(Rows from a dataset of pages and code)
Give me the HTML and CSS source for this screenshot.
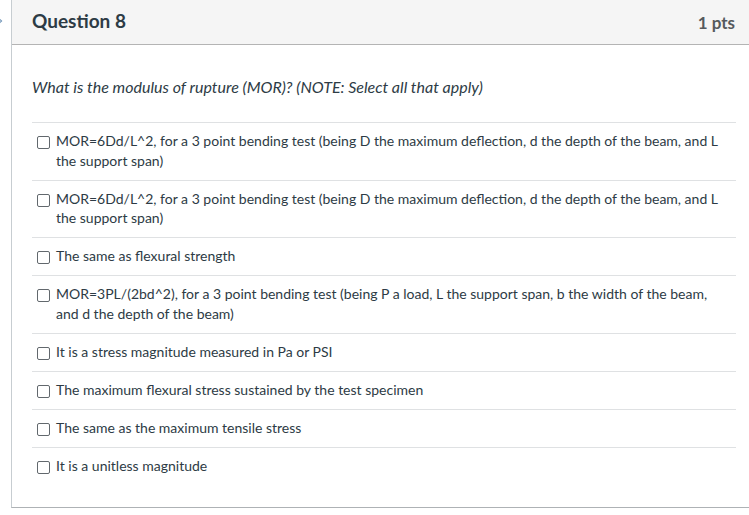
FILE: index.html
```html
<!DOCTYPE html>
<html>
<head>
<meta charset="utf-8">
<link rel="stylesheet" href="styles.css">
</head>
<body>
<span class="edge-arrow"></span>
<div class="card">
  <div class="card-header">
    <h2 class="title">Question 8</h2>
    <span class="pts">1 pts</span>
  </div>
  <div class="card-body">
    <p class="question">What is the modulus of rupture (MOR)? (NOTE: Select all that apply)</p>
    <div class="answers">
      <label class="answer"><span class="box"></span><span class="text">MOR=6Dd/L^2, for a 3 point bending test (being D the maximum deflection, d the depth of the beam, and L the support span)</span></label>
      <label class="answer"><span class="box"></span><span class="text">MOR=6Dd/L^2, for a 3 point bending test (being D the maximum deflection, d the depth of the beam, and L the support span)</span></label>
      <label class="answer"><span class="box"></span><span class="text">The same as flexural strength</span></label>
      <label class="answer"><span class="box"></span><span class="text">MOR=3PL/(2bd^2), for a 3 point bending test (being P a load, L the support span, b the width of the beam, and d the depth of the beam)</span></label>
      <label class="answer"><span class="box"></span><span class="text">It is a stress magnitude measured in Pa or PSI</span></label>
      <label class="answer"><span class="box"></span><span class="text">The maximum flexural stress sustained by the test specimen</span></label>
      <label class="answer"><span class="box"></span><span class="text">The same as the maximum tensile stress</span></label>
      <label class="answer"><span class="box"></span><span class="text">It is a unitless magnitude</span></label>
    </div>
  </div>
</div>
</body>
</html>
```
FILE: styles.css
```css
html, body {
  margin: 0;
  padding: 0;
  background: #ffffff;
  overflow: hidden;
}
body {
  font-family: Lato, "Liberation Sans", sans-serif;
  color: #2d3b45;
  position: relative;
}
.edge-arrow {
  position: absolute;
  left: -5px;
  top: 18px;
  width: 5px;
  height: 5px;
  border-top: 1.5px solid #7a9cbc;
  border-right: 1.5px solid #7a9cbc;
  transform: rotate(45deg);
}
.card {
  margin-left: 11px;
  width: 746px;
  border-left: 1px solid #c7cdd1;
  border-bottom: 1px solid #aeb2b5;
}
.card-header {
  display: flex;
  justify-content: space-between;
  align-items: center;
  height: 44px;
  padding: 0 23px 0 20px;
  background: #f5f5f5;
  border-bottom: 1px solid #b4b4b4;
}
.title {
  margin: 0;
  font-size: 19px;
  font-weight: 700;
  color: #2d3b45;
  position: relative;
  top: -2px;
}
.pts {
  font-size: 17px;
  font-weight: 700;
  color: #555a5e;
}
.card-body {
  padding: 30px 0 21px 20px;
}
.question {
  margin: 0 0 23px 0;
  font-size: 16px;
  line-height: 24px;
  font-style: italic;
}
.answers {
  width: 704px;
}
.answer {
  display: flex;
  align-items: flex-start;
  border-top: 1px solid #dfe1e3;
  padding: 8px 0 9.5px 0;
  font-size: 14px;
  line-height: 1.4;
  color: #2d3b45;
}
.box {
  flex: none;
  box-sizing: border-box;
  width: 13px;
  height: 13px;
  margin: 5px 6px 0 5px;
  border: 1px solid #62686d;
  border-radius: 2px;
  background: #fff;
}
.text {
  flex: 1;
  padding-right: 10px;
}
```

---

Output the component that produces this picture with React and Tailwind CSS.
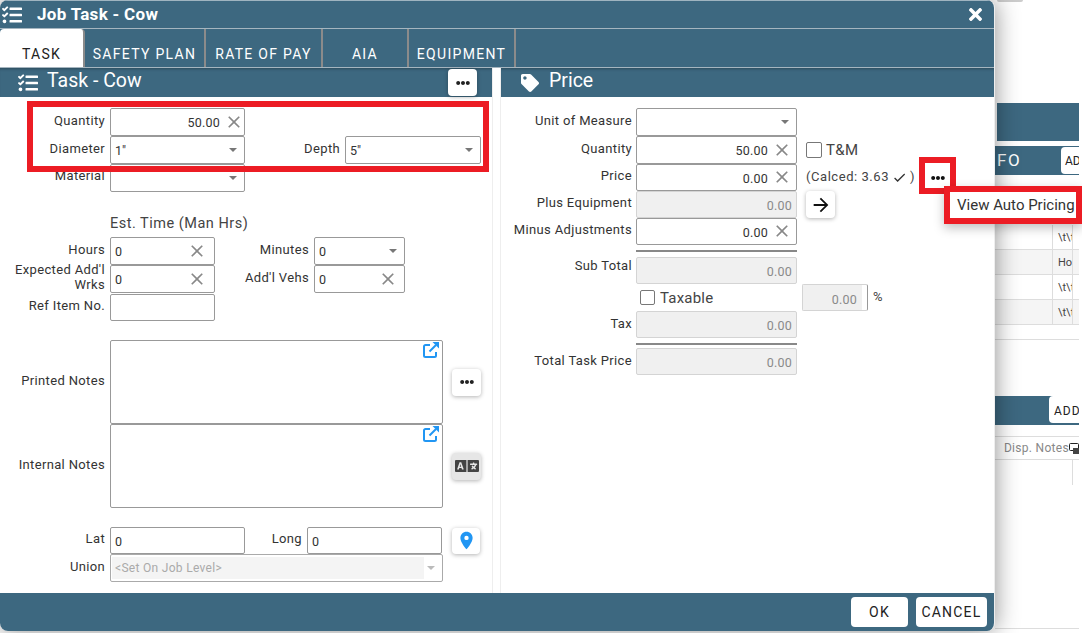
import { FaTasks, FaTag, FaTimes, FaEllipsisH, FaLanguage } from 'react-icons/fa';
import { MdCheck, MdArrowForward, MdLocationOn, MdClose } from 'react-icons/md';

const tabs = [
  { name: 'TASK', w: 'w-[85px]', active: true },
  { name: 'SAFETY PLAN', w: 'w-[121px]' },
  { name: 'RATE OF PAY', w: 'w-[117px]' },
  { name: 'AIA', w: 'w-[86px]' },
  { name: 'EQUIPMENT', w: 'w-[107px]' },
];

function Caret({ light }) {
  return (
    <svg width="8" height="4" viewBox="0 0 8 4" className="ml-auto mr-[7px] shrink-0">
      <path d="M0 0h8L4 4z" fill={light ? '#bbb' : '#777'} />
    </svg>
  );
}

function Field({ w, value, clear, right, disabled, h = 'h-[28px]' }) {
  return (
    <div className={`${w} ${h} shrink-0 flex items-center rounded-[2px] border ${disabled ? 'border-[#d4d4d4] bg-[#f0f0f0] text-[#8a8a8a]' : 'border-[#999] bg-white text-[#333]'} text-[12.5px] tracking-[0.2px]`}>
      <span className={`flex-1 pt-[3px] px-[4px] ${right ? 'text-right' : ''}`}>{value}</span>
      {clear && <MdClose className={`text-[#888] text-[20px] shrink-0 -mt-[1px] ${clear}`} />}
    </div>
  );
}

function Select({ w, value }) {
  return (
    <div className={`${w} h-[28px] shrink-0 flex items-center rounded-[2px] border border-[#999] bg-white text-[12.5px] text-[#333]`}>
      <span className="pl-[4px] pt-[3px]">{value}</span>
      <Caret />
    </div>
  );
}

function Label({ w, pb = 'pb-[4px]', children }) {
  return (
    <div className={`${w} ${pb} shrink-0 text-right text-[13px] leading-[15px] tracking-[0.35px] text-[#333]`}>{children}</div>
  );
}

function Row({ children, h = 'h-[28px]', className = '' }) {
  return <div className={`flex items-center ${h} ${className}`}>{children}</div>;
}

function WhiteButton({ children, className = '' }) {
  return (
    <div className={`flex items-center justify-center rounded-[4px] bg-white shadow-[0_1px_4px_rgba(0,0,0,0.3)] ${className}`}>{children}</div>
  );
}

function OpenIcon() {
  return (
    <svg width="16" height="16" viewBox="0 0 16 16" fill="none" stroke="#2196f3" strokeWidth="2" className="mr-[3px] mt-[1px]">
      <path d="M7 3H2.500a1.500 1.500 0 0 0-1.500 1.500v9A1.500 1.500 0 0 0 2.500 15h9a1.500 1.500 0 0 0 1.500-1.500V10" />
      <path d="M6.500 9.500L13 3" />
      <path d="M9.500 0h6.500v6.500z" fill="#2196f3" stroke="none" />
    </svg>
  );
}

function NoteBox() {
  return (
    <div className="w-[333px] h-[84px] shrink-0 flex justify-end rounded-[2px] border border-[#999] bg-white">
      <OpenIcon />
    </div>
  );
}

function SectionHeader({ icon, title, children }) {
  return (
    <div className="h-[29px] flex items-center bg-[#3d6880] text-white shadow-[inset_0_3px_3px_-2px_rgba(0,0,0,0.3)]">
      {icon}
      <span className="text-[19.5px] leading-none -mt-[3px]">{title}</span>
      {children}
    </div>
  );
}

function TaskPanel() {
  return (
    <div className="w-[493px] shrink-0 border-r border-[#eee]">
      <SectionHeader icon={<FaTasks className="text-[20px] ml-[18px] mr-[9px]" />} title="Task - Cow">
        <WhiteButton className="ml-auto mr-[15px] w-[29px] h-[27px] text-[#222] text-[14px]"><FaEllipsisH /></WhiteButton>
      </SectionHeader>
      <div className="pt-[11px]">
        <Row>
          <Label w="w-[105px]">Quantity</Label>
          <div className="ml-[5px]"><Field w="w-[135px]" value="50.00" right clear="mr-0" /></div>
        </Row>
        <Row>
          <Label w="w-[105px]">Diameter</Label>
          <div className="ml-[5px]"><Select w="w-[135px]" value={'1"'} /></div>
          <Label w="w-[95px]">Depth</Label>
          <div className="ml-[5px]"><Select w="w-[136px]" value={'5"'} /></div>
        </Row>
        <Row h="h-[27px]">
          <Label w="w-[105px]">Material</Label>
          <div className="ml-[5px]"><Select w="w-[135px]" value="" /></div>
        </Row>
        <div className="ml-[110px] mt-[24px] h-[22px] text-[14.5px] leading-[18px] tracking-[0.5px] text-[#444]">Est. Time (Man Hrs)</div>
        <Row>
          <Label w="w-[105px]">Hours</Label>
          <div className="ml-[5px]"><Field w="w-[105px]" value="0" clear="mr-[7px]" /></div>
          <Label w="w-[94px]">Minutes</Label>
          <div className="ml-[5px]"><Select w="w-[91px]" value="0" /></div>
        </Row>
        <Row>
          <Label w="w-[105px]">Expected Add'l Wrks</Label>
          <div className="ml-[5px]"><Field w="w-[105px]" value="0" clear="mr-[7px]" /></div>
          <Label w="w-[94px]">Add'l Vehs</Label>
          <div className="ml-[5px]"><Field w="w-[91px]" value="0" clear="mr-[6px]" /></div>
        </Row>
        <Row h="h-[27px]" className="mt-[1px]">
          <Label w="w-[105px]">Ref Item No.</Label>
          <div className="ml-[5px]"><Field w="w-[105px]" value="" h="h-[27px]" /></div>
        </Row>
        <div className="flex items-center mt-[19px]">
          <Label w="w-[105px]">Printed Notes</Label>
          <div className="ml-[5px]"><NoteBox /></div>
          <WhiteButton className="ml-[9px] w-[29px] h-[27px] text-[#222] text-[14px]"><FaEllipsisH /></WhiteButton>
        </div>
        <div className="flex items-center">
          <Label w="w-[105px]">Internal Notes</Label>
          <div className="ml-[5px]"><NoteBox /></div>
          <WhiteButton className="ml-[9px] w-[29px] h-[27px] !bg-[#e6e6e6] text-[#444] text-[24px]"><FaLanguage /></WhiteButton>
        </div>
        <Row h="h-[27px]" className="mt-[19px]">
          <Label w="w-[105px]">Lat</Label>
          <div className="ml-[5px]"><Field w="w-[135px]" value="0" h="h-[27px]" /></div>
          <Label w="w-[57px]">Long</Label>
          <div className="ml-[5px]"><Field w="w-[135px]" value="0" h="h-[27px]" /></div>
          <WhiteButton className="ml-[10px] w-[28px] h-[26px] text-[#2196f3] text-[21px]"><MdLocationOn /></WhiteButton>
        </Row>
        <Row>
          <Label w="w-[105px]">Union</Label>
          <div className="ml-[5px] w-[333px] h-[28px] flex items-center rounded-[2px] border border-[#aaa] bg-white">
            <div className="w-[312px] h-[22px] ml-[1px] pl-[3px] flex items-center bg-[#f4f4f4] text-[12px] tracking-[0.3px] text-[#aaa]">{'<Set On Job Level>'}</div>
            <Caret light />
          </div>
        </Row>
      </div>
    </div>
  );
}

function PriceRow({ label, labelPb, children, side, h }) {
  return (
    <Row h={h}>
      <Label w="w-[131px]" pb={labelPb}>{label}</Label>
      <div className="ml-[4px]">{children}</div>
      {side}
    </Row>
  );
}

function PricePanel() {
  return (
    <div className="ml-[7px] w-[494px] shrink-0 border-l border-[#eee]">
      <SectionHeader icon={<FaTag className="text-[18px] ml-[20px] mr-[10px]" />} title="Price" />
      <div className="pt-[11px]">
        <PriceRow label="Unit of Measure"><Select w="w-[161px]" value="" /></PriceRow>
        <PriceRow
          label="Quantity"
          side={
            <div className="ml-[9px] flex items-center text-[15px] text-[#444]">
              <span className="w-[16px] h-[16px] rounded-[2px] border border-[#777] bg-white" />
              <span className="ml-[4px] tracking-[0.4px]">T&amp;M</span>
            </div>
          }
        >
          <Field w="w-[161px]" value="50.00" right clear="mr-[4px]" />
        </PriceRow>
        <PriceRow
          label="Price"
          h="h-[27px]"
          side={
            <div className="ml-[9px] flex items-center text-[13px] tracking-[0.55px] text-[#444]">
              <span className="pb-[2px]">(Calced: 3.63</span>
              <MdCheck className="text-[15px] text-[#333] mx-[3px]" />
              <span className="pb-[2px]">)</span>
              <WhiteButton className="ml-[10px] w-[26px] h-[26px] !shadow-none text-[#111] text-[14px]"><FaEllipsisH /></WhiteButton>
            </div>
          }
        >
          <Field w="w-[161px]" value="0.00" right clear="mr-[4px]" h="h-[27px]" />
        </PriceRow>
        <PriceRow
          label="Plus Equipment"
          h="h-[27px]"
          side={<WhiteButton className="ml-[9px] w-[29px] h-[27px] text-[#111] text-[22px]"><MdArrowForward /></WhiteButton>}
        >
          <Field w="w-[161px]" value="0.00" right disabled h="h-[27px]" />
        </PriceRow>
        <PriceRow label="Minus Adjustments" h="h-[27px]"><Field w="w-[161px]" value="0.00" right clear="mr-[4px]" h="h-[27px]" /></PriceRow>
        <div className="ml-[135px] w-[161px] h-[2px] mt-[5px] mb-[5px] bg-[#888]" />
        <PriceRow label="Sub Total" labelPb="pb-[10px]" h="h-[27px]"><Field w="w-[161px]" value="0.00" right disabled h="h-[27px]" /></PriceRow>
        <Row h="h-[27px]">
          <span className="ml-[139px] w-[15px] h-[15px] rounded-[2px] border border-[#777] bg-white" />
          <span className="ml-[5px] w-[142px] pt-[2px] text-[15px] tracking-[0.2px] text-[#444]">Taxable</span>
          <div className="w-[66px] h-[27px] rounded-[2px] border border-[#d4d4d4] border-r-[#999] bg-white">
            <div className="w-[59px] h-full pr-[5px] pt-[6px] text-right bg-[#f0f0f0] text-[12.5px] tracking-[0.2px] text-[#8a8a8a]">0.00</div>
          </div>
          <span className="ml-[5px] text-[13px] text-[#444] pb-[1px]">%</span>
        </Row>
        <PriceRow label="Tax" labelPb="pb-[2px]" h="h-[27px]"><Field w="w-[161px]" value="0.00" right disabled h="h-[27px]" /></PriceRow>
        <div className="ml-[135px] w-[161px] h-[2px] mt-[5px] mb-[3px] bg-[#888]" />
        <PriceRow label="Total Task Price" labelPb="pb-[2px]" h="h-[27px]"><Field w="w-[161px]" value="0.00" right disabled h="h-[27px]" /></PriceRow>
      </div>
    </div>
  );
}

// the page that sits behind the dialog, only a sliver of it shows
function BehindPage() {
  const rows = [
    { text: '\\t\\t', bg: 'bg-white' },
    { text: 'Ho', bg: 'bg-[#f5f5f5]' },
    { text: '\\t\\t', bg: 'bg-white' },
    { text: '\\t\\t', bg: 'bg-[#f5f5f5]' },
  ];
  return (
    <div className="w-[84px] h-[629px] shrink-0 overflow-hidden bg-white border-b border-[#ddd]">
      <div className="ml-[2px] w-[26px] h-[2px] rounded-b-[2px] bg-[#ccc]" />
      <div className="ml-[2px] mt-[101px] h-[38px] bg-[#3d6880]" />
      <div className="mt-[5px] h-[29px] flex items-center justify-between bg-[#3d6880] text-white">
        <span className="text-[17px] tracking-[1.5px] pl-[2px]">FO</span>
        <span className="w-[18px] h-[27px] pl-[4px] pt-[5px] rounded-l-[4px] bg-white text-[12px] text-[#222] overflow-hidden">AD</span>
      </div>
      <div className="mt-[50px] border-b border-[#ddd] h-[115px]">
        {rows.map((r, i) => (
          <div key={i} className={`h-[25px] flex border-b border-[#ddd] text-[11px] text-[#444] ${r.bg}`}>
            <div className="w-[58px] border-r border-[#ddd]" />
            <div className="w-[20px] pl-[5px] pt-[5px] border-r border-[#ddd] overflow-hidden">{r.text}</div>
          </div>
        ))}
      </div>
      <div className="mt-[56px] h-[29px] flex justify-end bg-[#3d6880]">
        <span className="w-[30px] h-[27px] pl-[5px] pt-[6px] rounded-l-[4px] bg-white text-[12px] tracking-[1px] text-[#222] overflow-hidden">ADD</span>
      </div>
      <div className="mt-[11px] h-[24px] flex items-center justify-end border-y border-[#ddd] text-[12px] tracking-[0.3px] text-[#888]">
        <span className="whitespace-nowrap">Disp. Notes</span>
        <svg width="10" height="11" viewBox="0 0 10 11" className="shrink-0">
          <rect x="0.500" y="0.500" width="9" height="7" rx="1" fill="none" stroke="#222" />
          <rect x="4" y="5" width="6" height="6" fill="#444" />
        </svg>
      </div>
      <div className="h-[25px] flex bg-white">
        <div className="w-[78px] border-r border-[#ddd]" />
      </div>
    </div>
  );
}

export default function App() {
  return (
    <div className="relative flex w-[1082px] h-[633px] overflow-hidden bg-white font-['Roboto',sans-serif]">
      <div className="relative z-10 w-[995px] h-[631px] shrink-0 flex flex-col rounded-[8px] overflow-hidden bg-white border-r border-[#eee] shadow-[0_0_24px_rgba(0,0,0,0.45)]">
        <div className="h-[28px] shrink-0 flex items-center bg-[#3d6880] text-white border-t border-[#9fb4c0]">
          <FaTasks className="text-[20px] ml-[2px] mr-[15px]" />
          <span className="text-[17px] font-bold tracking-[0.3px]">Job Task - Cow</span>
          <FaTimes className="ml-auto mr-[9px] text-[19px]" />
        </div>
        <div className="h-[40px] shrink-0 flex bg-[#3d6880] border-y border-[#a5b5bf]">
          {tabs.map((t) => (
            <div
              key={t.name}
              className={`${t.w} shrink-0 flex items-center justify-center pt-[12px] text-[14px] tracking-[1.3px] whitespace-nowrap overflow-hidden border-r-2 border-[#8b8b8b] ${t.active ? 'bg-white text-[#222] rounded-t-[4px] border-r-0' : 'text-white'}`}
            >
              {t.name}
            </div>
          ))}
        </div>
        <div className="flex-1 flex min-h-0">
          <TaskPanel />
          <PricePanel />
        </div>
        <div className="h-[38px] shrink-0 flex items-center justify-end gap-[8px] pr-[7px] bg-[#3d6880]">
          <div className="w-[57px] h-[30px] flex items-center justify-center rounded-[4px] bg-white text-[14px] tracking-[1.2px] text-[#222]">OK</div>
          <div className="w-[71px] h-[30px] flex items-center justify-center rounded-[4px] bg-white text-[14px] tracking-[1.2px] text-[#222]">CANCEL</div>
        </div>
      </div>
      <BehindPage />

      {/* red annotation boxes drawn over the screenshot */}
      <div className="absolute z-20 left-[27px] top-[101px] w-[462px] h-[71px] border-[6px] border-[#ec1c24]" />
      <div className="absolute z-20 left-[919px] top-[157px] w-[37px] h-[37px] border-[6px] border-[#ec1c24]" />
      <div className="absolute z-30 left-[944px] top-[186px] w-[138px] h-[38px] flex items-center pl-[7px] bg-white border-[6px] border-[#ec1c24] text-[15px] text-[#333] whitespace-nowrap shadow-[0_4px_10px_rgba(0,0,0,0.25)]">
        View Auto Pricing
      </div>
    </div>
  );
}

WHAT IS EXPECTED | Pick each line holding the word "this" out of the data and copy it.

RESPONSE |
Give me the HTML and CSS source for this screenshot.
Output the component that produces this picture with React and Tailwind CSS.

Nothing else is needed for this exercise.